Can We Believe in Growth?

Terry H. Schwadron

The figures that came in the last week show the U.S. economy is growing at an anemic 0.7 percent rate, slowest pace in three years. It should be sobering to the White House, which, in the same week, said trillions of dollars’ worth of tax cuts could be financed solely through a rate at 3, 4 or 5 percent.

President Trump promotes himself as a pro-growth guy, clearing environmental, consumer protection, finance rules as needed to goose the growth of companies — and jobs. In that name, he has labeled America’s trade agreements as “disasters.”

Over the weekend, he ordered a review of all trade agreements to unearth any provisions that do not favor the United States.

And, in a very confusing manner, Mr. Trump signaled last week that the United States would withdraw from NAFTA, for example, only to revise his opinion within hours after calls from bewildered leaders in Mexico and Canada, and a presentation by Secretary of Agriculture Sonny Purdue, who showed him a map of how U.S. farmers would be affected by withdrawal.

The new growth report underscored the challenge the White House faces in reaching its target of 3 percent growth, an expansion Trump not only promised on the campaign but is counting on to fuel his broader economic agenda. If that growth fails to materialize, the tax cuts would lead to a massive increase in the national debt as the federal government borrows to make up the gap between spending and falling revenue.

The Washington Post quoted the chief economist of Moody’s Analytics as saying, “Tax cuts are a good idea — they help growth — but only if they’re paid for. The proposal the president put forward on Wednesday would blow a big hole in the budget, and that won’t help the economy.”

Needless to say, Commerce Secretary Wilbur Ross used the growth numbers to argue that the Trump incentives are needed now more than ever to “overcome the dismal economy inherited” by the administration.
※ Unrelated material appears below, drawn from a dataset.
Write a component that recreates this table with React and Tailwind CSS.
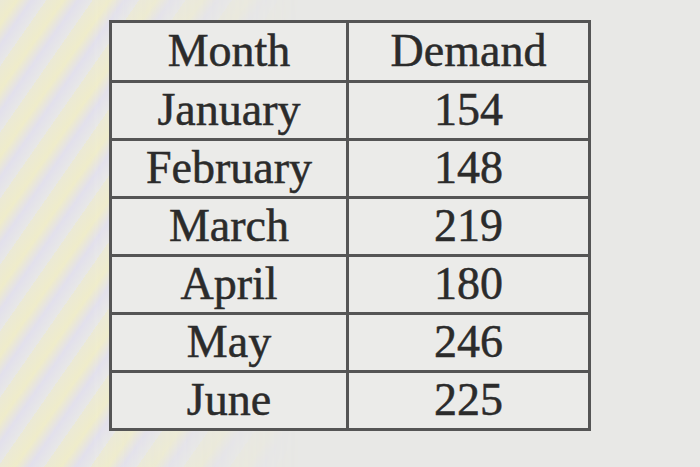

Still, all presidents learn that there are limits on guiding the economy, which seems to have a mind of its own.

Of course, in the night-as-day world of Washington-speak, the President has taken credit for any hint of job additions, even if they had been in the works for months, but not for something perceived as more negative, like these economic growth figures. Analysts did offer reasons for the poor numbers, including non-seasonal temperatures and the delayed effects of particular Trump policies. Overall, analysts said the next quarterly report will appear more positive.

The single-most exception to all this has been the performance of the stock market, which is up substantially during the same period, mostly based on the promise of tax cuts and a regulation-free environment. Traders see bigger profits for companies ahead.

Still, according to the Post, in the long term, these same analysts expect GDP growth to hover around 2 percent, warning against reliance on Trump promises for doubling the growth of the economy. Long-term changes in the economy, including the aging of U.S. workers, the growth of automation, and retirements of boomers will have effects as well. At the beginning of 2000, 67.3 percent of the adult population was working or looking for work. As of last month, that figure was 63 percent.

Throw in a changed regulation environment, investment in infrastructure, a strong U.S. dollar, a campaign against immigration and you can see how this becomes more complicated for accurate prediction. Surveys show that consumer and business confidence are up since the election, creating one a divergences between measurements of how people feel about the economy and their future and the hard data that government statisticians release each month.

Among the targets for economic improvement, of course, have been renegotiation or withdrawal from multinational trade agreements.

That raises the question: What exactly is wrong with NAFTA?

Mr. Trump basically argues that the treaty favors Mexico or Canada over the United States, and that Americans need to go after violations and abuses. If so, there are a lot of reasons.

But as it turns out, Obama’s proposed Trans-Pacific Partnership agreement would have addressed some of the specifics, including inviting American dairy farmers to sell milk in Canada. It would have modernized NAFTA agreements, and provided an opportunity to settle the Canadian lumber issue that Team Trump made a big deal just in the last week.

President Trump apparently also wants to update the rules governing auto manufacturing. At the time NAFTA was approved, Mexico had small, inefficient auto plants, but now they supply 30 percent of all U.S. auto imports. Autos and auto parts sold tariff-free within the NAFTA area must be at least 60% assembled in the United States, Canada or Mexico, according to the agreement.

Most economists believe the trade deficit’s root cause has less to do with trade policy than the fact the U.S. spends more than it saves and therefore draws in goods from abroad. Still, Team Trump has issued orders for a wide-ranging review of trade policy agreements to identify any clauses that do not put America’s interest First.

There is an opportunity here for understanding rather than grandstanding. Let’s hope those around the President actually take the time to understand and explain.